Your task
Retype, please, the listing from its opening line through the line that contains "const Dot = () => <b>·</b>;", both included, without the pictures.
** Start **
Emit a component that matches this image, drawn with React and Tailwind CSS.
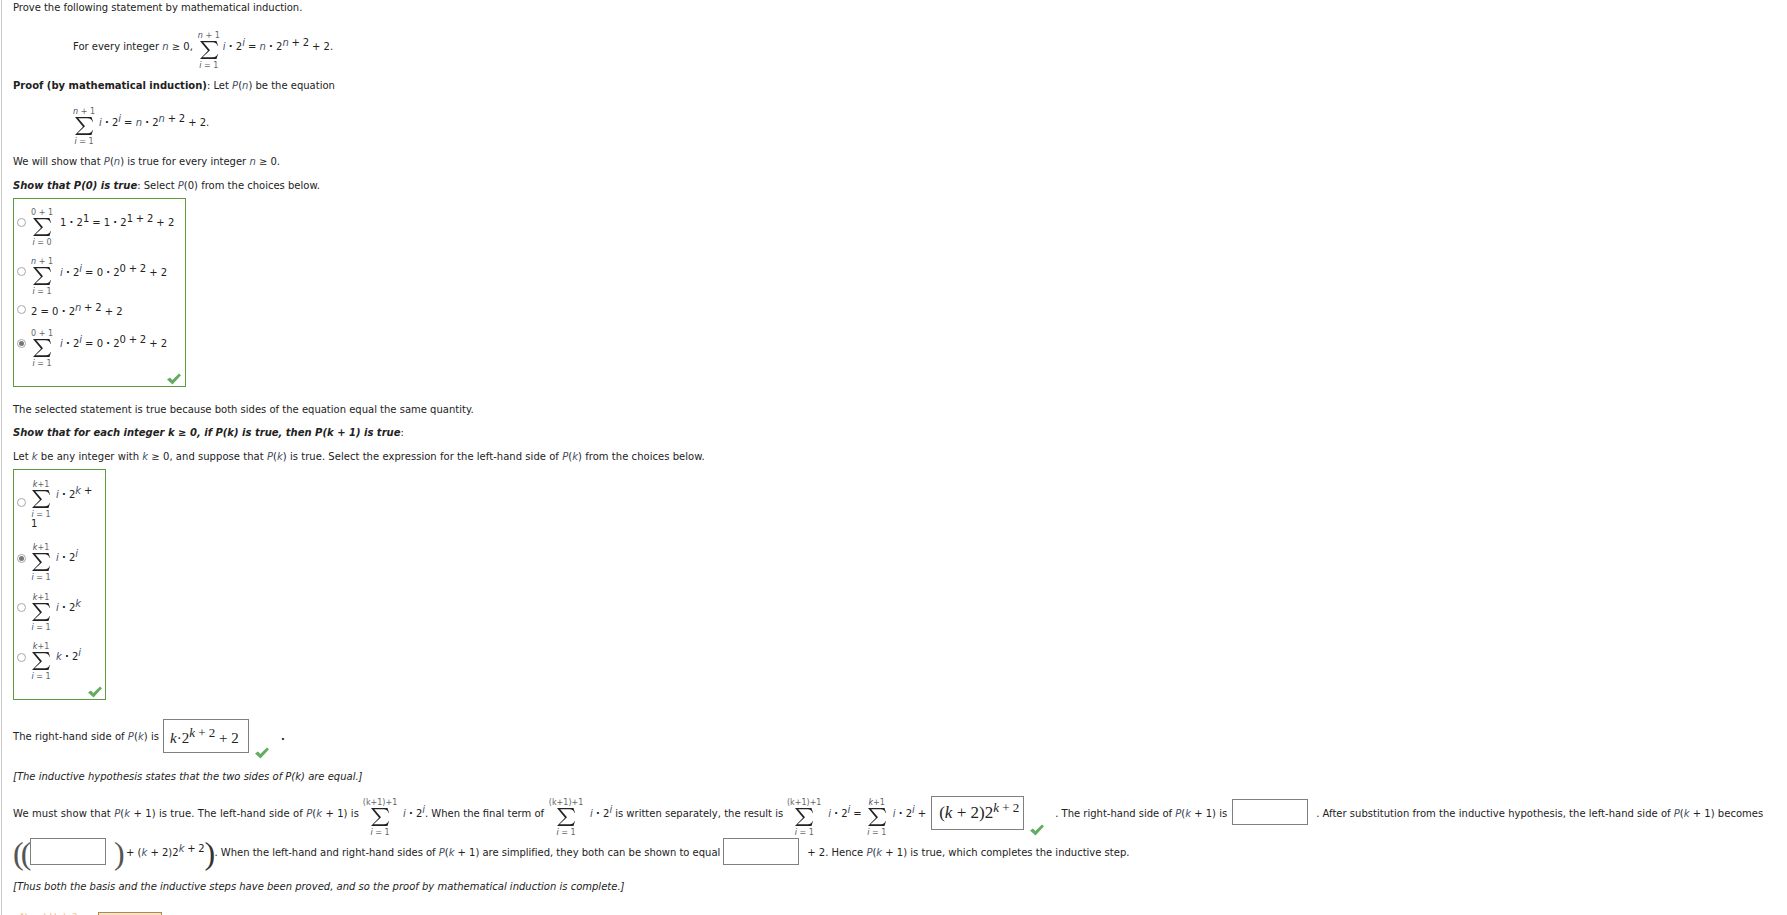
const V = ({ children }) => <i className="text-[#44506a]">{children}</i>;
const S = ({ children }) => <span className="align-[4px] leading-[0] text-[10px] tracking-[-0.2px]">{children}</span>;
const Dot = () => <b>·</b>;

const Sigma = () => (
  <svg width="18" height="18" viewBox="0 0 18 18" className="block">
    <path
      d="M0 0H16.5L18 4.8H17.4C16.8 2.6 15.4 1.2 12.5 1.2H3.2L10 9.2L2.6 16.2H13C15.6 16.2 17 15 17.6 13H18L16.5 18H0L8 9.8Z"
      fill="#222"
    />
  </svg>
);

const Sum = ({ up, low = "i = 1", w = "w-[22px]", cls = "" }) => (
  <span className={`inline-flex flex-col items-center shrink-0 ${w} ${cls}`}>
    <span className="h-[10px] text-[8px] leading-[10px] text-[#666] whitespace-nowrap">{up}</span>
    <Sigma />
    <span className="h-[10px] pt-[2px] text-[8px] leading-[10px] text-[#666] whitespace-nowrap">{low}</span>
  </span>
);

const Radio = ({ on, cls = "" }) => (
  <span
    className={`shrink-0 w-[9px] h-[9px] rounded-full border border-[#a8a8a8] flex items-center justify-center ${cls}`}
  >
    {on && <span className="w-[5px] h-[5px] rounded-full bg-[#777]" />}
  </span>
);

const Check = ({ cls = "" }) => (
  <svg width="16" height="14" viewBox="0 0 16 14" className={`shrink-0 ${cls}`}>
    <path d="M1 7.5L4 5.5L6.3 8L13 1.5L15 3.2L6.5 12.5Z" fill="#64ac62" />
  </svg>
);

const Ibox = ({ cls = "", children }) => (
  <span className={`shrink-0 border border-[#808080] bg-white flex ${cls}`}>{children}</span>
);

const T = ({ cls = "", children }) => <span className={`block shrink-0 ${cls}`}>{children}</span>;

const M = ({ children }) => (
  <span className="font-['Liberation_Serif',serif] text-[#222]">{children}</span>
);

export default function App() {
  return (
    <div className="ml-px border-l border-[#ccc] pl-[11px] h-[915px] overflow-hidden bg-white text-[#222] text-[10px] leading-4 whitespace-nowrap font-['DejaVu_Sans','Liberation_Sans',sans-serif]">
      <T cls="tracking-[-0.03px]">Prove the following statement by mathematical induction.</T>

      <div className="flex items-start mt-[15px] pl-[60px]">
        <T cls="mt-[8px]">
          For every integer <V>n</V> ≥ 0,
        </T>
        <Sum up={<><V>n</V> + 1</>} cls="ml-[4px]" w="w-[24px]" low={<><V>i</V> = 1</>} />
        <T cls="mt-[8px] ml-[2px]">
          <V>i</V> <Dot /> 2<S><V>i</V></S> = <V>n</V> <Dot /> 2<S><V>n</V> + 2</S> + 2.
        </T>
      </div>

      <T cls="mt-[9px]">
        <b className="font-bold">Proof (by mathematical induction)</b>: Let <V>P</V>(<V>n</V>) be the equation
      </T>

      <div className="flex items-start mt-[13px] pl-[60px]">
        <Sum up={<><V>n</V> + 1</>} low={<><V>i</V> = 1</>} w="w-[22px]" />
        <T cls="mt-[8px] ml-[4px]">
          <V>i</V> <Dot /> 2<S><V>i</V></S> = <V>n</V> <Dot /> 2<S><V>n</V> + 2</S> + 2.
        </T>
      </div>

      <T cls="mt-[9px]">
        We will show that <V>P</V>(<V>n</V>) is true for every integer <V>n</V> ≥ 0.
      </T>
      <T cls="mt-[8px]">
        <b><i>Show that P(0) is true</i></b>: Select <V>P</V>(0) from the choices below.
      </T>

      <div className="mt-[4px] w-[173px] h-[189px] border border-[#5d9c3c] pl-[3px] pt-[9px]">
        <div className="flex items-start">
          <Radio cls="mt-[10px]" />
          <Sum up="0 + 1" low={<><V>i</V> = 0</>} cls="ml-[5px]" />
          <T cls="mt-[7px] ml-[7px]">
            1 <Dot /> 2<S>1</S> = 1 <Dot /> 2<S>1 + 2</S> + 2
          </T>
        </div>
        <div className="flex items-start mt-[11px]">
          <Radio cls="mt-[10px]" />
          <Sum up={<><V>n</V> + 1</>} low={<><V>i</V> = 1</>} cls="ml-[5px]" />
          <T cls="mt-[8px] ml-[7px]">
            <V>i</V> <Dot /> 2<S><V>i</V></S> = 0 <Dot /> 2<S>0 + 2</S> + 2
          </T>
        </div>
        <div className="flex items-start mt-[9px]">
          <Radio cls="mt-[1px]" />
          <T cls="ml-[5px]">
            2 = 0 <Dot /> 2<S><V>n</V> + 2</S> + 2
          </T>
        </div>
        <div className="flex items-start mt-[9px]">
          <Radio on cls="mt-[10px]" />
          <Sum up="0 + 1" low={<><V>i</V> = 1</>} cls="ml-[5px]" />
          <T cls="mt-[7px] ml-[7px]">
            <V>i</V> <Dot /> 2<S><V>i</V></S> = 0 <Dot /> 2<S>0 + 2</S> + 2
          </T>
        </div>
        <div className="flex justify-end pr-[3px] mt-[5px]">
          <Check />
        </div>
      </div>

      <T cls="mt-[15px]">The selected statement is true because both sides of the equation equal the same quantity.</T>
      <T cls="mt-[7px]">
        <b><i>Show that for each integer k ≥ 0, if P(k) is true, then P(k + 1) is true</i></b>:
      </T>
      <T cls="mt-[8px] tracking-[0.04px]">
        Let <V>k</V> be any integer with <V>k</V> ≥ 0, and suppose that <V>P</V>(<V>k</V>) is true. Select the expression for the left-hand side of <V>P</V>(<V>k</V>) from the choices below.
      </T>

      <div className="mt-[4px] w-[93px] h-[231px] border border-[#5d9c3c] pl-[3px] pt-[10px]">
        <div className="flex items-start">
          <Radio cls="mt-[18px]" />
          <Sum up={<><V>k</V>+1</>} low={<><V>i</V> = 1</>} cls="ml-[4px]" />
          <T cls="mt-[7px] ml-[4px]">
            <V>i</V> <Dot /> 2<S><V>k</V> +</S>
          </T>
        </div>
        <T cls="ml-[14px] mt-[-2px]">1</T>
        <div className="flex items-start mt-[11px]">
          <Radio on cls="mt-[11px]" />
          <Sum up={<><V>k</V>+1</>} low={<><V>i</V> = 1</>} cls="ml-[4px]" />
          <T cls="mt-[7px] ml-[4px]">
            <V>i</V> <Dot /> 2<S><V>i</V></S>
          </T>
        </div>
        <div className="flex items-start mt-[12px]">
          <Radio cls="mt-[10px]" />
          <Sum up={<><V>k</V>+1</>} low={<><V>i</V> = 1</>} cls="ml-[4px]" />
          <T cls="mt-[7px] ml-[4px]">
            <V>i</V> <Dot /> 2<S><V>k</V></S>
          </T>
        </div>
        <div className="flex items-start mt-[11px]">
          <Radio cls="mt-[11px]" />
          <Sum up={<><V>k</V>+1</>} low={<><V>i</V> = 1</>} cls="ml-[4px]" />
          <T cls="mt-[7px] ml-[4px]">
            <V>k</V> <Dot /> 2<S><V>i</V></S>
          </T>
        </div>
        <div className="flex justify-end pr-[2px] mt-[5px]">
          <Check />
        </div>
      </div>

      <div className="flex items-start mt-[19px] h-[34px]">
        <T cls="mt-[10px] tracking-[0.05px]">
          The right-hand side of <V>P</V>(<V>k</V>) is
        </T>
        <Ibox cls="ml-[4px] w-[86px] h-[34px] items-center pl-[6px] pt-[3px] text-[15px]">
          <M>
            <i>k</i>·2<span className="align-[6px] leading-[0] text-[13px]"><i>k</i> + 2</span> + 2
          </M>
        </Ibox>
        <Check cls="ml-[5px] mt-[27px]" />
        <T cls="mt-[10px] ml-[11px] font-bold">.</T>
      </div>

      <T cls="mt-[16px] italic">[The inductive hypothesis states that the two sides of P(k) are equal.]</T>

      <div className="flex items-start mt-[11px] h-[34px]">
        <T cls="mt-[10px] tracking-[0.09px]">
          We must show that <V>P</V>(<V>k</V> + 1) is true. The left-hand side of <V>P</V>(<V>k</V> + 1) is
        </T>
        <Sum up="(k+1)+1" low={<><V>i</V> = 1</>} cls="ml-[10px] mt-[2px]" />
        <T cls="mt-[10px] ml-[12px]">
          <V>i</V> <Dot /> 2<S><V>i</V></S>. When the final term of
        </T>
        <Sum up="(k+1)+1" low={<><V>i</V> = 1</>} cls="ml-[11px] mt-[2px]" />
        <T cls="mt-[10px] ml-[13px]">
          <V>i</V> <Dot /> 2<S><V>i</V></S> is written separately, the result is
        </T>
        <Sum up="(k+1)+1" low={<><V>i</V> = 1</>} cls="ml-[10px] mt-[2px]" />
        <T cls="mt-[10px] ml-[13px]">
          <V>i</V> <Dot /> 2<S><V>i</V></S> =
        </T>
        <Sum up={<><V>k</V>+1</>} low={<><V>i</V> = 1</>} cls="ml-[4px] mt-[2px]" />
        <T cls="mt-[10px] ml-[5px]">
          <V>i</V> <Dot /> 2<S><V>i</V></S> +
        </T>
        <Ibox cls="ml-[5px] w-[93px] h-[34px] items-center pl-[7px] text-[17px]">
          <M>
            (<i>k</i> + 2)2<span className="align-[6px] leading-[0] text-[13px]"><i>k</i> + 2</span>
          </M>
        </Ibox>
        <Check cls="ml-[5px] mt-[27px]" />
        <T cls="mt-[10px] ml-[10px]">
          . The right-hand side of <V>P</V>(<V>k</V> + 1) is
        </T>
        <Ibox cls="ml-[5px] mt-[3px] w-[76px] h-[26px]" />
        <T cls="mt-[10px] ml-[8px] tracking-[0.02px]">
          . After substitution from the inductive hypothesis, the left-hand side of <V>P</V>(<V>k</V> + 1) becomes
        </T>
      </div>

      <div className="flex items-start mt-[8px] h-[27px]">
        <span className="font-['Liberation_Serif',serif] text-[32px] leading-[30px] text-[#555] w-[17px] tracking-[-3px]">((</span>
        <Ibox cls="w-[76px] h-[27px]" />
        <span className="font-['Liberation_Serif',serif] text-[32px] leading-[30px] text-[#555] ml-[8px] w-[12px]">)</span>
        <T cls="mt-[7px]">
          + (<V>k</V> + 2)2<S><V>k</V> + 2</S>
        </T>
        <span className="font-['Liberation_Serif',serif] text-[32px] leading-[30px] text-[#333] w-[10px]">)</span>
        <T cls="mt-[7px] tracking-[-0.02px]">
          . When the left-hand and right-hand sides of <V>P</V>(<V>k</V> + 1) are simplified, they both can be shown to equal
        </T>
        <Ibox cls="ml-[3px] w-[76px] h-[27px]" />
        <T cls="mt-[7px] ml-[8px]">
          + 2. Hence <V>P</V>(<V>k</V> + 1) is true, which completes the inductive step.
        </T>
      </div>

      <T cls="mt-[14px] italic">[Thus both the basis and the inductive steps have been proved, and so the proof by mathematical induction is complete.]</T>

      <div className="flex items-start mt-[17px]">
        <span className="w-[78px] ml-[7px] mt-[-2px] text-[#f0c898]">Need Help?</span>
        <span className="w-[64px] h-[30px] border border-[#b5864a] bg-[#f6e2c8]" />
      </div>
    </div>
  );
}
** End **
Response to the exercise
Emit a component that matches this image, drawn with React and Tailwind CSS.
const V = ({ children }) => <i className="text-[#44506a]">{children}</i>;
const S = ({ children }) => <span className="align-[4px] leading-[0] text-[10px] tracking-[-0.2px]">{children}</span>;
const Dot = () => <b>·</b>;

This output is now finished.